A council worker clearing bins was alerted to his location by Mr Keys' dog.
Hauraki District Council worker Bruce Mackenzie was on his normal routine emptying rubbish bins and, as he pulled into the carpark, he noticed a dog jumping around in the far corner.
Mr Mackenzie parked alongside the bin beside the playground, emptied it, got back in his truck and was about to leave but the dog was still jumping up and down. He drove over to the corner of the carpark and his headlights caught something shiny.
"I realised it was a person. I called out 'hey mate are you all right'. He said 'help me, help me'.
"The dog is still jumping all around but I squatted down and his next words were 'roll me over, roll me over'. I said, 'I can't do that mate, I'm calling an ambulance'.
"He was talking - so was breathing. He wasn't bleeding but he was lying on top of his bike, across the hole - he looked awkward.
"I just refused to move him, just kept reassuring him that help was on the way."
When St John arrived, they called for back-up and the Waihi Volunteer Fire Brigade arrived not long after.
Mr Keys was transferred to Paeroa by road before being flown to Middlemore Hospital.
Mr Keys' sister, Fiona, was grieving with her family yesterday as they wondered how he would come to terms with a life without the use of his body.
Doctors had told her the accident had left her brother a quadriplegic, she said.
He had always been a lover of the outdoors, a keen hunter and fisher on weekends, a spray contractor during the week and would ride his bike after work to exercise his hunting dogs.

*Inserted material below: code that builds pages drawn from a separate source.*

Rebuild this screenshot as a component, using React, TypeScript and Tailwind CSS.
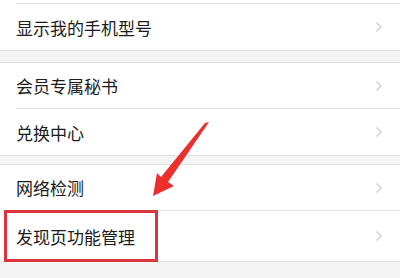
import React from 'react';

const Chevron: React.FC = () => (
  <svg width="8" height="12" viewBox="0 0 8 12" className="mr-[17px]">
    <path d="M1.5 1.5 L6 6 L1.5 10.5" fill="none" stroke="#cfcfd3" strokeWidth="1.4" />
  </svg>
);

const Row: React.FC<{ label: string; h: string; last?: boolean }> = ({ label, h, last }) => (
  <div className="pl-4 bg-white">
    <div
      className={`flex items-center justify-between ${h} ${last ? '' : 'border-b border-[#e3e3e3]'}`}
    >
      <span className="text-[17px] text-[#1c1c1c] leading-none">{label}</span>
      <Chevron />
    </div>
  </div>
);

const App: React.FC = () => {
  return (
    <div
      className="relative w-[400px] h-[278px] overflow-hidden bg-[#f4f4f4]"
      style={{ fontFamily: '"Noto Sans CJK SC", "Noto Sans", sans-serif' }}
    >
      <div className="pl-4 bg-white">
        <div className="h-[4px] border-b border-[#e3e3e3]" />
      </div>
      <div className="border-b border-[#e0e0e0]">
        <Row label="显示我的手机型号" h="h-[46px]" last />
      </div>
      <div className="h-[11px]" />
      <div className="border-y border-[#e0e0e0]">
        <Row label="会员专属秘书" h="h-[46px]" />
        <Row label="兑换中心" h="h-[46px]" last />
      </div>
      <div className="h-[8px]" />
      <div className="border-y border-[#e0e0e0]">
        <Row label="网络检测" h="h-[46px]" />
        <Row label="发现页功能管理" h="h-[50px]" last />
      </div>

      {/* highlight box */}
      <div className="absolute left-[4px] top-[210px] w-[154px] h-[52px] border-[3px] border-[#d9373d]" />

      {/* arrow */}
      <svg className="absolute left-0 top-0" width="400" height="278" viewBox="0 0 400 278">
        <path d="M209 122 L205 123 L161 177 L157 173 L153 196 L174 186 L168 182 Z" fill="#ec2f2c" />
      </svg>
    </div>
  );
};

export default App;
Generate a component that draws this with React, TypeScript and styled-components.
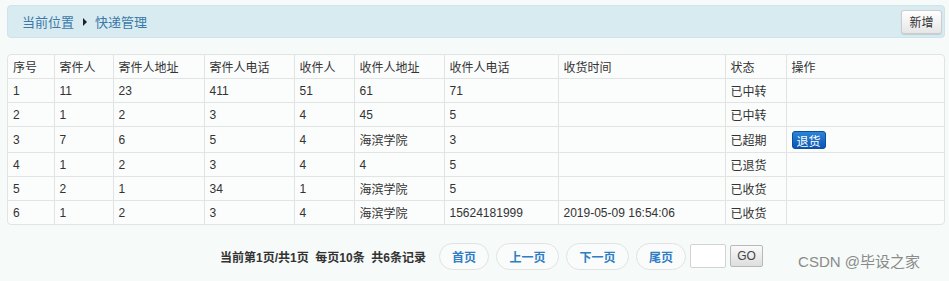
import { createGlobalStyle, styled } from 'styled-components';

const GlobalStyle = createGlobalStyle`
	html, body {
		margin: 0;
		padding: 0;
		background: #f6faf8;
	}
	body {
		font-family: "Liberation Sans", "Noto Sans CJK SC", sans-serif;
		font-size: 12px;
		color: #333;
	}
`;

interface IRecord {
	id: number;
	sender: string;
	senderAddr: string;
	senderTel: string;
	receiver: string;
	receiverAddr: string;
	receiverTel: string;
	time: string;
	status: string;
	canReturn?: boolean;
}

const columns = [
	{ title: '序号', width: 46 },
	{ title: '寄件人', width: 59 },
	{ title: '寄件人地址', width: 91 },
	{ title: '寄件人电话', width: 90 },
	{ title: '收件人', width: 60 },
	{ title: '收件人地址', width: 90 },
	{ title: '收件人电话', width: 114 },
	{ title: '收货时间', width: 167 },
	{ title: '状态', width: 61 },
	{ title: '操作', width: 158 },
];

const records: IRecord[] = [
	{ id: 1, sender: '11', senderAddr: '23', senderTel: '411', receiver: '51', receiverAddr: '61', receiverTel: '71', time: '', status: '已中转' },
	{ id: 2, sender: '1', senderAddr: '2', senderTel: '3', receiver: '4', receiverAddr: '45', receiverTel: '5', time: '', status: '已中转' },
	{ id: 3, sender: '7', senderAddr: '6', senderTel: '5', receiver: '4', receiverAddr: '海滨学院', receiverTel: '3', time: '', status: '已超期', canReturn: true },
	{ id: 4, sender: '1', senderAddr: '2', senderTel: '3', receiver: '4', receiverAddr: '4', receiverTel: '5', time: '', status: '已退货' },
	{ id: 5, sender: '2', senderAddr: '1', senderTel: '34', receiver: '1', receiverAddr: '海滨学院', receiverTel: '5', time: '', status: '已收货' },
	{ id: 6, sender: '1', senderAddr: '2', senderTel: '3', receiver: '4', receiverAddr: '海滨学院', receiverTel: '15624181999', time: '2019-05-09 16:54:06', status: '已收货' },
];

const App = () => (
	<Page>
		<GlobalStyle />
		<Breadcrumb>
			<Crumbs>
				<span>当前位置</span>
				<Arrow />
				<span>快递管理</span>
			</Crumbs>
			<AddButton>新增</AddButton>
		</Breadcrumb>

		<TableWrap>
			<Table>
				<colgroup>
					{columns.map((c) => (
						<col key={c.title} style={{ width: c.width }} />
					))}
				</colgroup>
				<thead>
					<tr>
						{columns.map((c) => (
							<th key={c.title}>{c.title}</th>
						))}
					</tr>
				</thead>
				<tbody>
					{records.map((r) => (
						<Row key={r.id} $tall={r.canReturn}>
							<td>{r.id}</td>
							<td>{r.sender}</td>
							<td>{r.senderAddr}</td>
							<td>{r.senderTel}</td>
							<td>{r.receiver}</td>
							<td>{r.receiverAddr}</td>
							<td>{r.receiverTel}</td>
							<td>{r.time}</td>
							<td>{r.status}</td>
							<td>{r.canReturn && <ReturnButton>退货</ReturnButton>}</td>
						</Row>
					))}
				</tbody>
			</Table>
		</TableWrap>

		<Pager>
			<PagerInfo>当前第1页/共1页&nbsp;&nbsp;每页10条&nbsp;&nbsp;共6条记录</PagerInfo>
			<PageButton $w={50}>首页</PageButton>
			<PageButton $w={63}>上一页</PageButton>
			<PageButton $w={63}>下一页</PageButton>
			<PageButton $w={50}>尾页</PageButton>
			<PageInput />
			<GoButton>GO</GoButton>
			<Watermark>CSDN @毕设之家</Watermark>
		</Pager>
	</Page>
);

export default App;

const Page = styled.div`
	width: 938px;
	padding: 5px 4px 0 7px;
`;

const Breadcrumb = styled.div`
	display: flex;
	align-items: center;
	justify-content: space-between;
	height: 33px;
	box-sizing: border-box;
	padding: 0 2px 0 14px;
	background: #d8ebf0;
	border: 1px solid #cfe3ea;
	border-radius: 4px;
`;

const Crumbs = styled.div`
	display: flex;
	align-items: center;
	gap: 7px;
	font-size: 13px;
	color: #3b79aa;
`;

const Arrow = styled.i`
	width: 0;
	height: 0;
	border-top: 4px solid transparent;
	border-bottom: 4px solid transparent;
	border-left: 4px solid #222;
	margin: 0 1px 0 2px;
`;

const AddButton = styled.button`
	width: 41px;
	height: 24px;
	padding: 0;
	font-family: inherit;
	font-size: 12px;
	color: #333;
	background: linear-gradient(#ffffff, #e6e6e6);
	border: 1px solid #cccccc;
	border-radius: 3px;
	box-shadow: 0 1px 1px rgba(0, 0, 0, 0.12);
`;

const TableWrap = styled.div`
	margin-top: 16px;
	background: #fbfcfc;
	border: 1px solid #e2e4e3;
	border-radius: 4px;
	overflow: hidden;
`;

const Table = styled.table`
	width: 100%;
	border-collapse: collapse;
	table-layout: fixed;
	th,
	td {
		height: 23px;
		padding: 0 5px;
		text-align: left;
		font-weight: normal;
		font-size: 12px;
		color: #333;
		border-right: 1px solid #e2e4e3;
		border-bottom: 1px solid #e2e4e3;
		white-space: nowrap;
	}
	th:last-child,
	td:last-child {
		border-right: none;
	}
	tbody tr:last-child td {
		border-bottom: none;
	}
`;

const Row = styled.tr<{ $tall?: boolean }>`
	td {
		height: ${(p) => (p.$tall ? 25 : 23)}px;
	}
`;

const ReturnButton = styled.button`
	display: block;
	width: 34px;
	height: 18px;
	padding: 0;
	font-family: inherit;
	font-size: 12px;
	color: #fff;
	background: linear-gradient(#2b85d6, #0a55b0);
	border: 1px solid #0b4f9f;
	border-radius: 3px;
`;

const Pager = styled.div`
	display: flex;
	align-items: center;
	height: 28px;
	margin-top: 17px;
	padding-left: 213px;
`;

const PagerInfo = styled.span`
	font-weight: bold;
	font-size: 12px;
	color: #333;
	margin-right: 13px;
`;

const PageButton = styled.button<{ $w: number }>`
	width: ${(p) => p.$w}px;
	height: 27px;
	margin-right: 7px;
	padding: 0;
	font-family: inherit;
	font-size: 12px;
	font-weight: bold;
	color: #2f7dc4;
	background: #fafcfb;
	border: 1px solid #e1e3e2;
	border-radius: 14px;
`;

const PageInput = styled.input`
	width: 36px;
	height: 24px;
	box-sizing: border-box;
	margin: 0 4px 0 -3px;
	border: 1px solid #d3d3d3;
	border-radius: 2px;
	background: #fff;
`;

const GoButton = styled.button`
	width: 33px;
	height: 22px;
	padding: 0;
	font-family: inherit;
	font-size: 12px;
	color: #444;
	background: linear-gradient(#fafafa, #dedede);
	border: 1px solid #b8b8b8;
	border-radius: 2px;
`;

const Watermark = styled.span`
	margin-left: 35px;
	font-size: 15px;
	color: #8a8a8a;
	padding-top: 8px;
`;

"It's appalling that he won't come waltzing back in here ... it's just torturous to know he'll be trapped in that body forever," she said.
He was taking his dog for a run the night of the accident, as he did every other night after work, she said.

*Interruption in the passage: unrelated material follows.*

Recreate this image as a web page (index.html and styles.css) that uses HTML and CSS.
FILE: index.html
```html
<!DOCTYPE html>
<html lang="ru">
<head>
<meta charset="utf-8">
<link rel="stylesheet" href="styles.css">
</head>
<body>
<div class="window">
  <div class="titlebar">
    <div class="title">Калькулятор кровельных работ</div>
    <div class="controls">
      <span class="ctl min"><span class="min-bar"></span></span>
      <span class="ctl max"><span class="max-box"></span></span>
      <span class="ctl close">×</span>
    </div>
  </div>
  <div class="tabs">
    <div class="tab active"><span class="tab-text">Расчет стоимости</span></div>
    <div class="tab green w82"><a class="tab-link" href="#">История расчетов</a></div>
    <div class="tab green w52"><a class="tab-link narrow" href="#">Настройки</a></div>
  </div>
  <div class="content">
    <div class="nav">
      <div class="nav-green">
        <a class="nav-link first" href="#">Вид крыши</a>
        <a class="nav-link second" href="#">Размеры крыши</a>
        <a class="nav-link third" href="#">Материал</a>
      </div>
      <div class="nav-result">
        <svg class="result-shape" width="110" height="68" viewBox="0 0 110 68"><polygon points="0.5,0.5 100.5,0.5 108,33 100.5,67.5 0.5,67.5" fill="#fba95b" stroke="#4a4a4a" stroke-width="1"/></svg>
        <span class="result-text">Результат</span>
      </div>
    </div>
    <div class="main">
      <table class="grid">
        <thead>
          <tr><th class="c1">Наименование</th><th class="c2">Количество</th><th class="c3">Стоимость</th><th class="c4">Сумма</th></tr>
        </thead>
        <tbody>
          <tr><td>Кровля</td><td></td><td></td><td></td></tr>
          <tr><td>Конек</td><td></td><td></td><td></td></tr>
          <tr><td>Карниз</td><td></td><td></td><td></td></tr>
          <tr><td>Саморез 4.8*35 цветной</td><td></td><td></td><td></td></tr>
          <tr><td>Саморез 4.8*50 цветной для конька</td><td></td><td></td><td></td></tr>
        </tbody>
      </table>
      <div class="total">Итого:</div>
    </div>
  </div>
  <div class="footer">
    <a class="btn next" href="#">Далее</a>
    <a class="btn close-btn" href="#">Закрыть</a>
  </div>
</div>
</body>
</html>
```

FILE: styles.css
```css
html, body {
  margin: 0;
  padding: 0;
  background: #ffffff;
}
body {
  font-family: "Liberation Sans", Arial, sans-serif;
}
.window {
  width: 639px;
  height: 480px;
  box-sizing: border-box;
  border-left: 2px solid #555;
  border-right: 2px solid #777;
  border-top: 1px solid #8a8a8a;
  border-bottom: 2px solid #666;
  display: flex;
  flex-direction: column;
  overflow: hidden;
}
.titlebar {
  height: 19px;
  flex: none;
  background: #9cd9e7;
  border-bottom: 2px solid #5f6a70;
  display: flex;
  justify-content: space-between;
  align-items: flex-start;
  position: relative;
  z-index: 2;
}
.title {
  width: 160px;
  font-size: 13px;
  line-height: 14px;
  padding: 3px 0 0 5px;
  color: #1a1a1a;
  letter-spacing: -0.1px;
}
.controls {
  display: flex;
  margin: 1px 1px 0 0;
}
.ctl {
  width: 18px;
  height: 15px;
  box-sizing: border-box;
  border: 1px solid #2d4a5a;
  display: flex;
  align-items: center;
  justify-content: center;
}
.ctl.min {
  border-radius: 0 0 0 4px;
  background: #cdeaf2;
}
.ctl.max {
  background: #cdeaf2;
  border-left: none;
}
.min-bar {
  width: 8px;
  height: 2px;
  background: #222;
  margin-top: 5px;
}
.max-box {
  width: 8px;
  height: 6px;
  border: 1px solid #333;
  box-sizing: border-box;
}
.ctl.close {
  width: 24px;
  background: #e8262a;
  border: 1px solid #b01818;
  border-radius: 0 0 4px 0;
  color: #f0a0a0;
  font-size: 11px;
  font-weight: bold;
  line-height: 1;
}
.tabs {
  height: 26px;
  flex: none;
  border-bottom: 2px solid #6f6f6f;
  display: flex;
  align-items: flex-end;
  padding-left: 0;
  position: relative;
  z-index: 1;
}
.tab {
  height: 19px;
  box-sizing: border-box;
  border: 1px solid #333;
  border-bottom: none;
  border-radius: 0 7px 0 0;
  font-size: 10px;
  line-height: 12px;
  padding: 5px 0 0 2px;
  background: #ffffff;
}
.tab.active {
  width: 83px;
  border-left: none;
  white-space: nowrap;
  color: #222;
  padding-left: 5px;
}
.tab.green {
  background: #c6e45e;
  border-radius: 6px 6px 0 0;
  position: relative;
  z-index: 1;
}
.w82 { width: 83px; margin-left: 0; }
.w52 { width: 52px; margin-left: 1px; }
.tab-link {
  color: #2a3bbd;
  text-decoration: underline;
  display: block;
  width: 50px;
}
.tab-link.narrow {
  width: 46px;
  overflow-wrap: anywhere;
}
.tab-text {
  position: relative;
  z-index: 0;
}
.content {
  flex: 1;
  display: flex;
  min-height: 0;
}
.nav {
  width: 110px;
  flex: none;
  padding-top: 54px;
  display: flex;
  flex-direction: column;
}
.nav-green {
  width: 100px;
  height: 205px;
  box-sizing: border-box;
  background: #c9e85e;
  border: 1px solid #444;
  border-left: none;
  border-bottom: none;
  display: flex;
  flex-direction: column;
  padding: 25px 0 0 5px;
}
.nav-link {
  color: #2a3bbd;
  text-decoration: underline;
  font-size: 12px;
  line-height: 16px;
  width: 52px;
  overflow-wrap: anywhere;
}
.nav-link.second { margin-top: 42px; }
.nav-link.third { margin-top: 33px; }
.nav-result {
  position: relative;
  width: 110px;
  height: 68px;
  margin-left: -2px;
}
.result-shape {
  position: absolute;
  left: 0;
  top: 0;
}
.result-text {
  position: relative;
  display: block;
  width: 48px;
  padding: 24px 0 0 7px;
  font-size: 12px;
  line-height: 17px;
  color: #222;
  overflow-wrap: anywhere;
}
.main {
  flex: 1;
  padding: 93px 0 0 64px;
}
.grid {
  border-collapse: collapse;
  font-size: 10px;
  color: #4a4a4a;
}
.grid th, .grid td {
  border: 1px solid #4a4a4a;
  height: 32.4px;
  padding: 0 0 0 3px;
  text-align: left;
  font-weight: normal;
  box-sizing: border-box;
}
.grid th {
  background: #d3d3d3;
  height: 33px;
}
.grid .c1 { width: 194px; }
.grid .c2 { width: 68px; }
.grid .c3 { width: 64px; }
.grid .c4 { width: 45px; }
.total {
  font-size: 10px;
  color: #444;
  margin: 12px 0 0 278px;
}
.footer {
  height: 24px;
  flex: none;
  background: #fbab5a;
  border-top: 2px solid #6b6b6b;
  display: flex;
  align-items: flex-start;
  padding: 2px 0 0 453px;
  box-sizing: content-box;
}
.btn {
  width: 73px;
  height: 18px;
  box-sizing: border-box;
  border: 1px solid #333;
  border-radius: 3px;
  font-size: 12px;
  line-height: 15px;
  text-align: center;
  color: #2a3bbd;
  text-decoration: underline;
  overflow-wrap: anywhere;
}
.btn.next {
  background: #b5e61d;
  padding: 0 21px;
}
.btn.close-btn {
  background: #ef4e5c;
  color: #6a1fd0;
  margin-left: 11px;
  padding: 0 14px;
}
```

She believed it was the close relationship he had with all his dogs that made Bailey stay by his side through the night.
Bailey is now living with Fiona at her Whakamarama home, adjusting to life without her owner.
"She's having a lifestyle change too."
The whole family was devastated for Mr Keys and understood an existing cordon around the sink hole had been removed before the accident.
"We're gutted. We're especially gutted if it was preventable."
Fiona's daughter, Amber, Mr Keys' niece, said it would be a difficult reality for her uncle to come to terms with.
"He's very outdoorsy, loves hunting, loves fishing in the weekend. He's a happy go lucky kind of guy, doesn't like to sit down or be stuck inside.
"It's gonna be hard for him to come to terms with not even being able to scratch his own nose ... He's never been one to ask for help.
"But he's still in the stage where he's just grateful to be alive."
Ian Keys said the family had been at the hospital with his brother who had just undergone three hours of surgery to secure his neck and the doctors had told the family he had serious damage to his spinal cord and, at this stage, was paralysed from the neck down.
"It's a shock for the whole family. His daughter is with him."
He said Mr Keys had relayed the story of what had happened to him.
"There was a bare open hole ... I guess in the dim light he didn't even see it. He just rode into it.
"He said he had no idea what had happened ... next thing he was flying over his handlebars and he heard his neck break when he hit the ground."
Mr Keys could not move.
"He knew that he was in trouble when he couldn't get off the bike. He couldn't move, he couldn't do anything," said Ian Keys.
Plastic barricades have been erected around the sinkhole since the accident, but it has not yet been filled in, Hauraki District Council chief executive Langley Cavers said.
The incident had occurred in a part of the reserve, close to a car parking area, which was prone to subsidence.